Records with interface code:
* Start *

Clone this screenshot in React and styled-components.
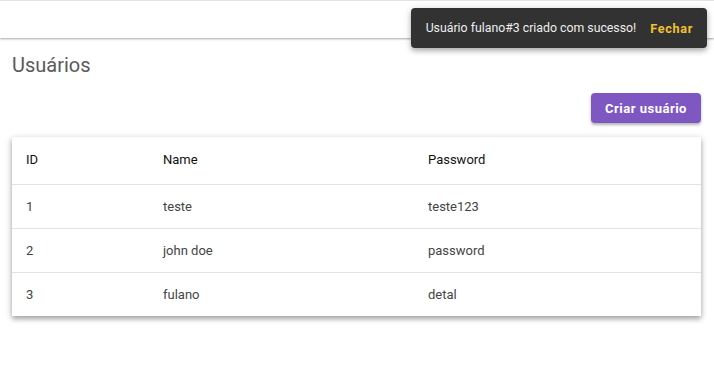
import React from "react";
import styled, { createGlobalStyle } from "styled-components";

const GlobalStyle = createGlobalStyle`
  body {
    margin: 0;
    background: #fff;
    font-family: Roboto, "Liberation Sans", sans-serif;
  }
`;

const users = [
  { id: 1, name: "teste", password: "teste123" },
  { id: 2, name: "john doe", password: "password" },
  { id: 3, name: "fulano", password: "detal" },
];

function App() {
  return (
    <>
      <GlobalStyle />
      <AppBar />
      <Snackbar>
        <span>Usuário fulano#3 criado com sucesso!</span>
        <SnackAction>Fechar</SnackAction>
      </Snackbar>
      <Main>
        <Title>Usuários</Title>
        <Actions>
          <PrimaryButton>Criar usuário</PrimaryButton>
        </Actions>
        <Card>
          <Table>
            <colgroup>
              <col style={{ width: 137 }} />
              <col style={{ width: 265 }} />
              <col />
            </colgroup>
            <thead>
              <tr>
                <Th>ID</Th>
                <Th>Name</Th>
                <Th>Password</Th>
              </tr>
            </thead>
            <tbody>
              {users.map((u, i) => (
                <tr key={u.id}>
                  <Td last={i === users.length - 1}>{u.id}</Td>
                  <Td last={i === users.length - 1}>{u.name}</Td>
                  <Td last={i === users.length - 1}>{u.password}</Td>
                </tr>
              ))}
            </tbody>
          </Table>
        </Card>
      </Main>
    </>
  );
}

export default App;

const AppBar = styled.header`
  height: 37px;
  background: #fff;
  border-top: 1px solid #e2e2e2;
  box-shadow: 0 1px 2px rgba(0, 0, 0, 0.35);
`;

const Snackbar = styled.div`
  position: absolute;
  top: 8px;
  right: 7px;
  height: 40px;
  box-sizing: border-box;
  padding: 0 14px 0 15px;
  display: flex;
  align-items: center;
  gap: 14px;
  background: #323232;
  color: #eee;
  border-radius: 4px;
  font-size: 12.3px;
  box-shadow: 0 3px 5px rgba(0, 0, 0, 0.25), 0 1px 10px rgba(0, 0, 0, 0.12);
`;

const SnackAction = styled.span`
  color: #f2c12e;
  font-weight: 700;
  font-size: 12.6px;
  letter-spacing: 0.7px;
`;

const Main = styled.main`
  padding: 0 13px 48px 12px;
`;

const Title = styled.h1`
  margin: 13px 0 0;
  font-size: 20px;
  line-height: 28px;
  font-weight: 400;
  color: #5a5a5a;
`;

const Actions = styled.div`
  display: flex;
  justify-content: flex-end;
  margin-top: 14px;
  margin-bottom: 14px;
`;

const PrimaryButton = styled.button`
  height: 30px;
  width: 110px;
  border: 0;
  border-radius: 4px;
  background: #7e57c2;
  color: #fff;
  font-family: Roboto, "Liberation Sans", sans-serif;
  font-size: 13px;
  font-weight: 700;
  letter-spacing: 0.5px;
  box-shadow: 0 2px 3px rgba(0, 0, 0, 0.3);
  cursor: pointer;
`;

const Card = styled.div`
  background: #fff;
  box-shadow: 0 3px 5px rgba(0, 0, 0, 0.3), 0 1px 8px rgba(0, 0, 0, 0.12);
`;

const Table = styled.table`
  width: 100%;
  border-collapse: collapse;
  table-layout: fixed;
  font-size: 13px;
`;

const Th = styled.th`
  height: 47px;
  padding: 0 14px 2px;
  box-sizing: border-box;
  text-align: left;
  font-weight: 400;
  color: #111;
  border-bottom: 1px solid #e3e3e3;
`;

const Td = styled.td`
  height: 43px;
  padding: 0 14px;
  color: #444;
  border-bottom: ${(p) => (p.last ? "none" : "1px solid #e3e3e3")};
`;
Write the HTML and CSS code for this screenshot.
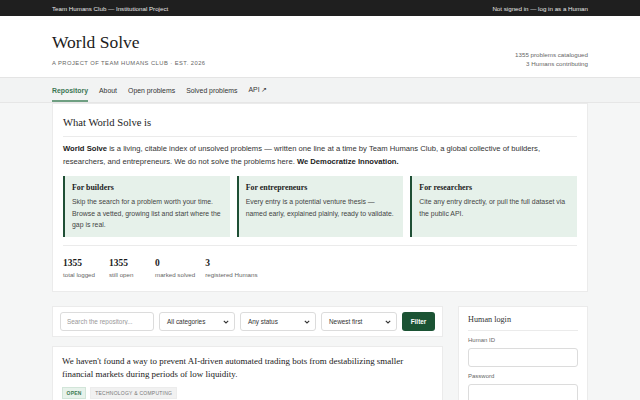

* End *

Pictures in the records above should not be copied. Repeat everything else exactly.

Clone this screenshot in React and styled-components.
import React from "react";
import styled, { createGlobalStyle } from "styled-components";

const GlobalStyle = createGlobalStyle`
  body {
    margin: 0;
    background: #fff;
    font-family: Roboto, "Liberation Sans", sans-serif;
  }
`;

const users = [
  { id: 1, name: "teste", password: "teste123" },
  { id: 2, name: "john doe", password: "password" },
  { id: 3, name: "fulano", password: "detal" },
];

function App() {
  return (
    <>
      <GlobalStyle />
      <AppBar />
      <Snackbar>
        <span>Usuário fulano#3 criado com sucesso!</span>
        <SnackAction>Fechar</SnackAction>
      </Snackbar>
      <Main>
        <Title>Usuários</Title>
        <Actions>
          <PrimaryButton>Criar usuário</PrimaryButton>
        </Actions>
        <Card>
          <Table>
            <colgroup>
              <col style={{ width: 137 }} />
              <col style={{ width: 265 }} />
              <col />
            </colgroup>
            <thead>
              <tr>
                <Th>ID</Th>
                <Th>Name</Th>
                <Th>Password</Th>
              </tr>
            </thead>
            <tbody>
              {users.map((u, i) => (
                <tr key={u.id}>
                  <Td last={i === users.length - 1}>{u.id}</Td>
                  <Td last={i === users.length - 1}>{u.name}</Td>
                  <Td last={i === users.length - 1}>{u.password}</Td>
                </tr>
              ))}
            </tbody>
          </Table>
        </Card>
      </Main>
    </>
  );
}

export default App;

const AppBar = styled.header`
  height: 37px;
  background: #fff;
  border-top: 1px solid #e2e2e2;
  box-shadow: 0 1px 2px rgba(0, 0, 0, 0.35);
`;

const Snackbar = styled.div`
  position: absolute;
  top: 8px;
  right: 7px;
  height: 40px;
  box-sizing: border-box;
  padding: 0 14px 0 15px;
  display: flex;
  align-items: center;
  gap: 14px;
  background: #323232;
  color: #eee;
  border-radius: 4px;
  font-size: 12.3px;
  box-shadow: 0 3px 5px rgba(0, 0, 0, 0.25), 0 1px 10px rgba(0, 0, 0, 0.12);
`;

const SnackAction = styled.span`
  color: #f2c12e;
  font-weight: 700;
  font-size: 12.6px;
  letter-spacing: 0.7px;
`;

const Main = styled.main`
  padding: 0 13px 48px 12px;
`;

const Title = styled.h1`
  margin: 13px 0 0;
  font-size: 20px;
  line-height: 28px;
  font-weight: 400;
  color: #5a5a5a;
`;

const Actions = styled.div`
  display: flex;
  justify-content: flex-end;
  margin-top: 14px;
  margin-bottom: 14px;
`;

const PrimaryButton = styled.button`
  height: 30px;
  width: 110px;
  border: 0;
  border-radius: 4px;
  background: #7e57c2;
  color: #fff;
  font-family: Roboto, "Liberation Sans", sans-serif;
  font-size: 13px;
  font-weight: 700;
  letter-spacing: 0.5px;
  box-shadow: 0 2px 3px rgba(0, 0, 0, 0.3);
  cursor: pointer;
`;

const Card = styled.div`
  background: #fff;
  box-shadow: 0 3px 5px rgba(0, 0, 0, 0.3), 0 1px 8px rgba(0, 0, 0, 0.12);
`;

const Table = styled.table`
  width: 100%;
  border-collapse: collapse;
  table-layout: fixed;
  font-size: 13px;
`;

const Th = styled.th`
  height: 47px;
  padding: 0 14px 2px;
  box-sizing: border-box;
  text-align: left;
  font-weight: 400;
  color: #111;
  border-bottom: 1px solid #e3e3e3;
`;

const Td = styled.td`
  height: 43px;
  padding: 0 14px;
  color: #444;
  border-bottom: ${(p) => (p.last ? "none" : "1px solid #e3e3e3")};
`;
Write the HTML and CSS code for this screenshot.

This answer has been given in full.